→ Stated goal
Find every line in the records below that holds the word "React", and copy it out.

→ Part of a data file

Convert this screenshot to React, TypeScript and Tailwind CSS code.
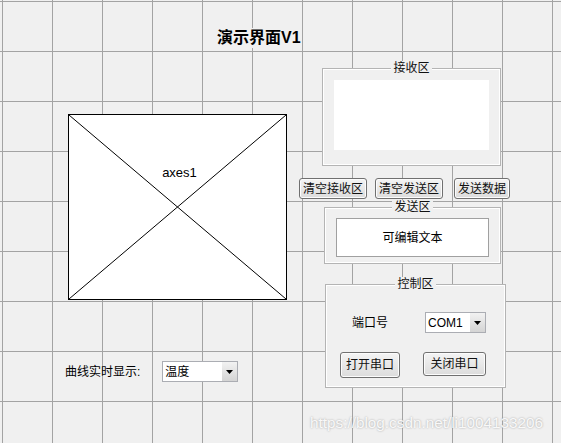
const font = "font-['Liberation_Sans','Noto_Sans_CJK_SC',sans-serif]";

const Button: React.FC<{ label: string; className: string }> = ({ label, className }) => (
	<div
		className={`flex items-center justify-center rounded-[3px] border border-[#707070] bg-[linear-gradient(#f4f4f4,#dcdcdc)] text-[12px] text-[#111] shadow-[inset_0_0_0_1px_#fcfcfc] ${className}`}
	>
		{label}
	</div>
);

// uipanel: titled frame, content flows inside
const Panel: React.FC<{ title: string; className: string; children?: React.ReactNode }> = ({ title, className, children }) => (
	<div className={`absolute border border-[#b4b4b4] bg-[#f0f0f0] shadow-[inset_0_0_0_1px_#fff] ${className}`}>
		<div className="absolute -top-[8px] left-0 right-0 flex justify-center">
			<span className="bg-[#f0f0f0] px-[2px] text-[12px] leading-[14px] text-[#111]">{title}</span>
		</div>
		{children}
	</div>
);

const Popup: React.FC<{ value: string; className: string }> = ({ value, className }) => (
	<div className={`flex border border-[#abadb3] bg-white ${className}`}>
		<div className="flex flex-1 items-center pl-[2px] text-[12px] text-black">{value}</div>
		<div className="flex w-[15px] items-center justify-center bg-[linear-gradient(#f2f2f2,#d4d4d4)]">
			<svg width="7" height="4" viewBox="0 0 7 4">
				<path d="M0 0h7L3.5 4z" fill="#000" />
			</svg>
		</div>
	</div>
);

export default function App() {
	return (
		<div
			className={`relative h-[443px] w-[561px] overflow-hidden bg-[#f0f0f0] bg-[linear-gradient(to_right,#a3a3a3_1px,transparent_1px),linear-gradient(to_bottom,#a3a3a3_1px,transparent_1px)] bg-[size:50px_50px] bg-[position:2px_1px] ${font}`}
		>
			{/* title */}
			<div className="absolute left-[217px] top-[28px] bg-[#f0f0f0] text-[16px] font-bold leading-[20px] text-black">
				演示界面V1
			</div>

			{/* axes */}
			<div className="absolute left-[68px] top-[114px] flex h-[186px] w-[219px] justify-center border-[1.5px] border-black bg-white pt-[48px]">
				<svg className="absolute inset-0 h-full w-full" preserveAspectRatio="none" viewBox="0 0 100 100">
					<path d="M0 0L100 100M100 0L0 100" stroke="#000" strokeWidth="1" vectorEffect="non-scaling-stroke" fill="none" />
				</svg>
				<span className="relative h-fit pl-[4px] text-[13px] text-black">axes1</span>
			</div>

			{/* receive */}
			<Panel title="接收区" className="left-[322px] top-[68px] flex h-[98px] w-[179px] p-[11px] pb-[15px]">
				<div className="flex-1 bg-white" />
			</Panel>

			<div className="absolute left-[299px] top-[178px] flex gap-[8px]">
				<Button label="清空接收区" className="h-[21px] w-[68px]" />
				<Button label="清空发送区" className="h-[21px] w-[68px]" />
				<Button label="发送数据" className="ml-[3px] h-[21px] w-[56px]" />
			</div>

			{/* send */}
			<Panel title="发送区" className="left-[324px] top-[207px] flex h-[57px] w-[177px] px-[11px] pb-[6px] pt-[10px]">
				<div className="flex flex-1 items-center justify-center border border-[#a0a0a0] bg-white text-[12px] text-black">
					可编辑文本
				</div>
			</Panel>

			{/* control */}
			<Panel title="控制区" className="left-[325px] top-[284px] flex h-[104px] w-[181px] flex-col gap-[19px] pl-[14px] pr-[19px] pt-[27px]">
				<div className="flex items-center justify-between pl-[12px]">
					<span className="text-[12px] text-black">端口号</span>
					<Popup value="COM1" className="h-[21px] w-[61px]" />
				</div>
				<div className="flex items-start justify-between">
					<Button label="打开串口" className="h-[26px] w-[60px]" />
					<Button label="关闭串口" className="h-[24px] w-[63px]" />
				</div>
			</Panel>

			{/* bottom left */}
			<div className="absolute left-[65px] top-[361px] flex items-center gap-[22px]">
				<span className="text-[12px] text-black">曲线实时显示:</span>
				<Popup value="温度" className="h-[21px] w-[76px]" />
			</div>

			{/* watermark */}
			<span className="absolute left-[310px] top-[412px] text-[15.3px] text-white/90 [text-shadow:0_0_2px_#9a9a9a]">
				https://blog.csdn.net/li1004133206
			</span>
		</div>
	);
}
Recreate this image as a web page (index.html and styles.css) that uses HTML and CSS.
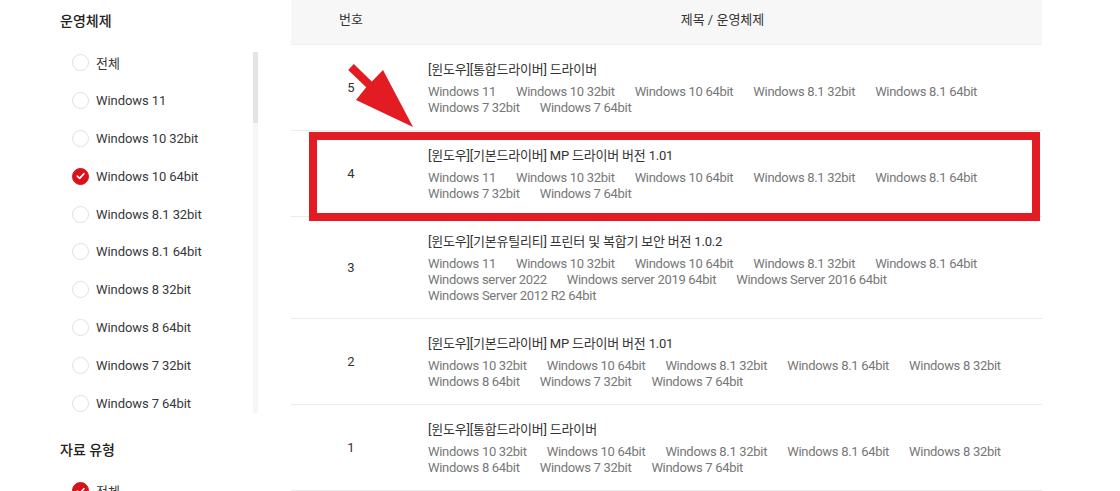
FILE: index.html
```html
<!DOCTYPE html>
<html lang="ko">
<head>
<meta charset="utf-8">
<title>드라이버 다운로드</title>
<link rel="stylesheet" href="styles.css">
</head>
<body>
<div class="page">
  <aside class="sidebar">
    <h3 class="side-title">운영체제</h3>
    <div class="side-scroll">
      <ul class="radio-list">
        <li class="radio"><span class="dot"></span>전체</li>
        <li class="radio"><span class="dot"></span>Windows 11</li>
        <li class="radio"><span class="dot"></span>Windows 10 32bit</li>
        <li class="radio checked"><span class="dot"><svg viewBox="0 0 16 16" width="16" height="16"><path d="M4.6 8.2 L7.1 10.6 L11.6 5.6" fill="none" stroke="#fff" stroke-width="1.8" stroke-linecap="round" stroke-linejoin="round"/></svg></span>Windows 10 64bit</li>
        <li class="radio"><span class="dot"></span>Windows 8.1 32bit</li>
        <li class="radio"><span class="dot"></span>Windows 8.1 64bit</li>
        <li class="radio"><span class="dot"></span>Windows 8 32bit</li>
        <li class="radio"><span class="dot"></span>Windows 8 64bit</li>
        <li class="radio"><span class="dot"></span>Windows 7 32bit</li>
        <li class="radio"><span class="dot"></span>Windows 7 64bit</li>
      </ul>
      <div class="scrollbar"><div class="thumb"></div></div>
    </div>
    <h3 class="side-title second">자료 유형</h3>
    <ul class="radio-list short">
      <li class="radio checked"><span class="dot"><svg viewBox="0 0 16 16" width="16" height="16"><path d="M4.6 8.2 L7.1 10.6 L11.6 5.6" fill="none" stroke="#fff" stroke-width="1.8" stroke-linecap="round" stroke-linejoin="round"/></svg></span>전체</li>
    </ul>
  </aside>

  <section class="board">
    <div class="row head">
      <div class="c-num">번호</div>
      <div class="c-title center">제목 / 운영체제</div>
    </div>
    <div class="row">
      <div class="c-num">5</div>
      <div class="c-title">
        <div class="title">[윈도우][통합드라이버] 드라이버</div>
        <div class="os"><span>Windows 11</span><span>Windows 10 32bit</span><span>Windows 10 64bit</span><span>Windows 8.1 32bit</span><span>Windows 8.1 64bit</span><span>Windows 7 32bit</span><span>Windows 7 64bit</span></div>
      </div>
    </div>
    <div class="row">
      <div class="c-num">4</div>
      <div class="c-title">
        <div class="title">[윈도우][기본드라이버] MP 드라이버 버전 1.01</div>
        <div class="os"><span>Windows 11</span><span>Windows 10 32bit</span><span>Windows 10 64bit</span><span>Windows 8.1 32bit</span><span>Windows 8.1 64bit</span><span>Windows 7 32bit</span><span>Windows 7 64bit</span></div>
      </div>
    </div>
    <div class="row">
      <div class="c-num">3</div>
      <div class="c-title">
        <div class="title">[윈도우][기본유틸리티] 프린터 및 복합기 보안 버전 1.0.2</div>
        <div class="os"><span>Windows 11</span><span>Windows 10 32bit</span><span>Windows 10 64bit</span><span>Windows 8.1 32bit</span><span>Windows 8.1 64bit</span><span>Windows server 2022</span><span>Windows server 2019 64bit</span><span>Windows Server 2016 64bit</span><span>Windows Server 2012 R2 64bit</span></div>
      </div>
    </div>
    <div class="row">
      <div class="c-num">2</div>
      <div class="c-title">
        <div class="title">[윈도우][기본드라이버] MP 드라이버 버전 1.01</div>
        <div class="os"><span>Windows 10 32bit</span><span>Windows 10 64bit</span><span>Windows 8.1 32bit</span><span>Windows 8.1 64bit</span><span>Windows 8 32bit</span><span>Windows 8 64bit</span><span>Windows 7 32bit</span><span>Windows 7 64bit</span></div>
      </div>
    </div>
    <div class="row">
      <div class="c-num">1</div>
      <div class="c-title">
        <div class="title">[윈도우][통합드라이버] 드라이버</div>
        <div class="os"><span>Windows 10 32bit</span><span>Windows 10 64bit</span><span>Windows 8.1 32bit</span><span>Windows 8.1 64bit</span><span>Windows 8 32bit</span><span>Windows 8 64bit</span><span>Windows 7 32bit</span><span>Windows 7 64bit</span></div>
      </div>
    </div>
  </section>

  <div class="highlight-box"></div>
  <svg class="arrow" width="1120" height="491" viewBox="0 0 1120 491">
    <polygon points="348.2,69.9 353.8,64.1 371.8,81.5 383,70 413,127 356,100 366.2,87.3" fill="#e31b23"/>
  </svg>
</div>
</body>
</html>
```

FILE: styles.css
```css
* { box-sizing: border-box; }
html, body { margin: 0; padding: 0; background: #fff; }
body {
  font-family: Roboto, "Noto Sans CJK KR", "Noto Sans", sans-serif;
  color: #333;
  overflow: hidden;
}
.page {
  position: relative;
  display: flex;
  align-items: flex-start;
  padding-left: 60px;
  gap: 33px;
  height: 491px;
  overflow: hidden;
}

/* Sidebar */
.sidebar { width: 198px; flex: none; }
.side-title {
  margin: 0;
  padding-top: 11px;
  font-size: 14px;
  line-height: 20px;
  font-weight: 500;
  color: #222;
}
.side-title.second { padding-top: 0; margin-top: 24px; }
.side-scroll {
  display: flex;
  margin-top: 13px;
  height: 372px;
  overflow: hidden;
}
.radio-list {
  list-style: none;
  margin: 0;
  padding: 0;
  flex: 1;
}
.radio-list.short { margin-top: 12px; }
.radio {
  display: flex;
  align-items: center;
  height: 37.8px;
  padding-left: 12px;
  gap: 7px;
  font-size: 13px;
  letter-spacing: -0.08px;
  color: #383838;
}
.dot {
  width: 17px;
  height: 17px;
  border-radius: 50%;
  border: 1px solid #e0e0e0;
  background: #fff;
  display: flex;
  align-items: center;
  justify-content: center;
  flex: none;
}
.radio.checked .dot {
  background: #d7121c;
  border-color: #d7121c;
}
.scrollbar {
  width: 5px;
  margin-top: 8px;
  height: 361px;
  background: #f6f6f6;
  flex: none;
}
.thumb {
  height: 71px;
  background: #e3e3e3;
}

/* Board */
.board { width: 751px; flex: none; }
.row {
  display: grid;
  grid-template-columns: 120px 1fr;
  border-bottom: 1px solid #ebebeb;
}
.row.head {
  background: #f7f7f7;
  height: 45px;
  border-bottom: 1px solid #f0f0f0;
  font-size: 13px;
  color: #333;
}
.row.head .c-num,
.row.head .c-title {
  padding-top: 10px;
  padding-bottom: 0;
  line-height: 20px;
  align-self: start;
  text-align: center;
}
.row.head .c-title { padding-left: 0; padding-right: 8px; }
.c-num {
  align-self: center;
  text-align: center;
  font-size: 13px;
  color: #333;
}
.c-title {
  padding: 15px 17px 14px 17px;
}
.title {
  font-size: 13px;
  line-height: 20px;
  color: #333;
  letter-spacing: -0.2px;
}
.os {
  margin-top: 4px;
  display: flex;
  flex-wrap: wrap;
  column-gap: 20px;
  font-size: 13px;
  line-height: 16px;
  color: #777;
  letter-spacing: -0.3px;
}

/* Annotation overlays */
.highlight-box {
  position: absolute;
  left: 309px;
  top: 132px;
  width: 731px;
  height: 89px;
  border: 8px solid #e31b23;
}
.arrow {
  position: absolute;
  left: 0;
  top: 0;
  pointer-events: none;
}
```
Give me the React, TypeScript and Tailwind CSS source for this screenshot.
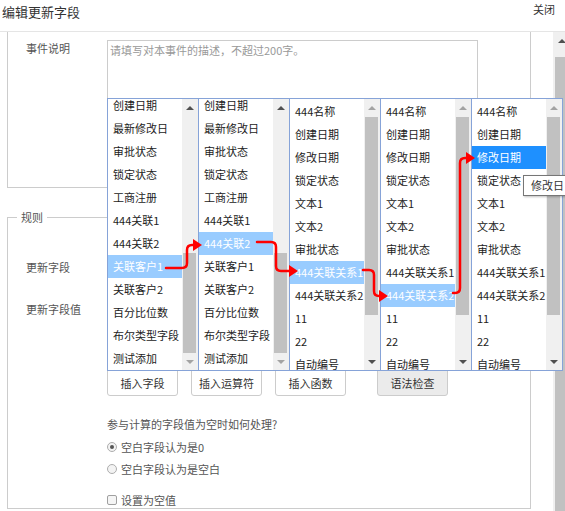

→ Result for this exercise
Convert this screenshot to React, TypeScript and Tailwind CSS code.
const Button: React.FC<{ label: string; className: string }> = ({ label, className }) => (
const Panel: React.FC<{ title: string; className: string; children?: React.ReactNode }> = ({ title, className, children }) => (
const Popup: React.FC<{ value: string; className: string }> = ({ value, className }) => (
Give me the React, TypeScript and Tailwind CSS source for this screenshot.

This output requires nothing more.